Есть множество теорий, объясняющих причины возникновения анорексии, булимии и других женских проблем, связанных с похудением. Энн Холландер высказывает предположение, что переход от портретных образов к движущемуся видеоряду способствовал тому, что худоба начала ассоциироваться с движением и скоростью. Сьюзен Орбах в своей книге «Жир — это феминистская проблема» (Fat is a Feminist Issue) истолковывает женскую полноту как обращенное к матери послание ребенка об отчуждении и зависимости от нее. Орбах видит в матери «очень противоречивое чувство, связанное с кормлением дочери и заботой о ней». Ким Чернин в книге «Навязчивая идея» (Obsession) предлагает психоаналитическое объяснение страха перед полнотой. В его основе лежит гнев младенца на всемогущую мать, а еда воспринимается как первобытная грудь, как «потерянный мир» женского изобилия, который мы должны обрести вновь, «если хотим понять истоки нашей зацикленности на женском теле... Мы можем понять, почему, — пишет далее Чернин, — в состоянии страха и ужаса [у мужчины] может возникнуть желание долго и нудно рассказывать об образах моделей, и это прямо намекает женщине на то, что она неприемлема... если она толстая». В другой своей книге «Голодное “Я”» Чернин интерпретирует булимию как обряд посвящения. Джоан Брумберг рассматривает еду как язык символов, анорексию — как крик отчаяния в мире, предлагающем слишком много возможностей выбора, а аппетит — как «голос»: «молодые женщины, которые искали слова, чтобы выразить свои чувства, сфокусировались на еде и на способах ее употребления». Рудольф Белл в книге «Священная анорексия» (Holy Anorexia) прослеживает связь между этим заболеванием и религиозными стремлениями средневековых монашек, которые воспринимали голодание как очищение.

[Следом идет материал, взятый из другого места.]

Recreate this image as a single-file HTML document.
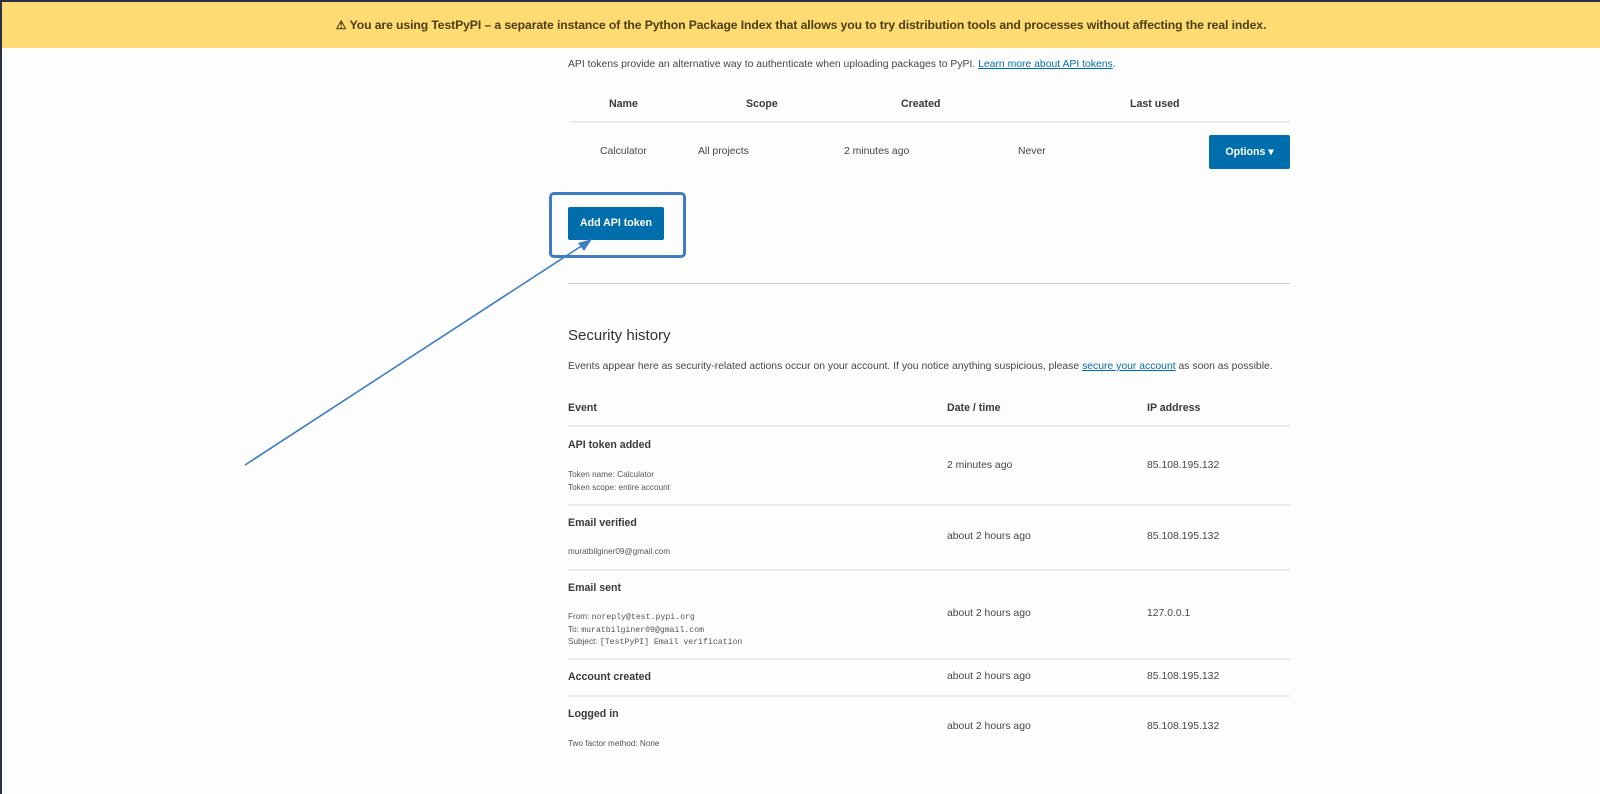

Подобные теории проливают свет на эту проблему применительно к жизни отдельного человека, но все они недостаточно глубоки. Женщины отказываются от еды и голодают не только в контексте своих частных взаимоотношений с другими людьми — они делают это, живя в обществе, которое материально заинтересовано в том, чтобы они имели «сложные отношения» с едой. Мужчины вовсе не «рассказывают долго и нудно» об образах моделей — наоборот, результаты исследований постоянно доказывают, что мужчинам нравятся реальные формы реальных живых женщин. Но этим занимаются межнациональные корпорации. Многие из существующих теорий о причинах нарушения пищевого поведения у женщин подчеркивают значение личностной психологии без учета общественных установок. Они всегда рассматривали женское тело и его формы скорее с точки зрения того, как они отражают конфликт женщины с обществом, вместо того чтобы рассматривать, каким образом общество при помощи женских форм использует им же созданный конфликт. Многие другие теории фокусировали свое внимание на женской реакции на идеал худобы, но ни одна из них никогда не говорила о том, что этот идеал является профилактической мерой, своего рода превентивным ударом.
В связи с этим нам нужно вновь переосмыслить все термины, но уже в свете социальной роли голодания. Прежде всего что такое еда? Разумеется, в контексте конкретной семьи еда — это проявление любви, это воспоминания о совместном общении и язык. Но в контексте общества еда — это вопрос статуса.
Во все времена она была основным показателем социальной значимости члена общества. Кого оно высоко ценит, того хорошо кормит. Когда тебе накладывают полную тарелку самой лучшей еды, это означает: мы считаем тебя достойным съесть эту долю припасов нашего племени. На Самоа женщины, которые находятся там в большом почете, во время праздничных пиршеств едят подчеркнуто много. Распределение еды в обществе отражает баланс силы и власти, а разделение трапезы с соплеменниками укрепляет социальное равенство. Когда мужчины вместе преломляют хлеб, или произносят тост за свою королеву, или закалывают для друга самого упитанного тельца, они становятся ровней, а потом и союзниками. Слово компаньон происходит от латинского выражения «с хлебом» и означает тех, кто вместе преломил хлеб.
В наше время, когда то, что едят женщины, стало предметом публичного обсуждения, предписанные нам порции свидетельствуют о нашем низком по сравнению с мужчинами положении в обществе и усиливают в нас чувство социальной неполноценности. Если женщины не могут есть ту же еду, что и мужчины, то, значит, речь не идет и о равном с ними статусе в обществе. До тех пор, пока от женщин, сидящих за одним столом с мужчинами, будут ожидать поведения, основанного на самоограничении, этот общий стол никогда не станет круглым столом, за которым мужчины и женщины будут сидеть вместе как равные. Он будет скорее традиционным иерархическим помостом, где восседают мужчины, со складным столиком у его подножия, предназначенным для женщин.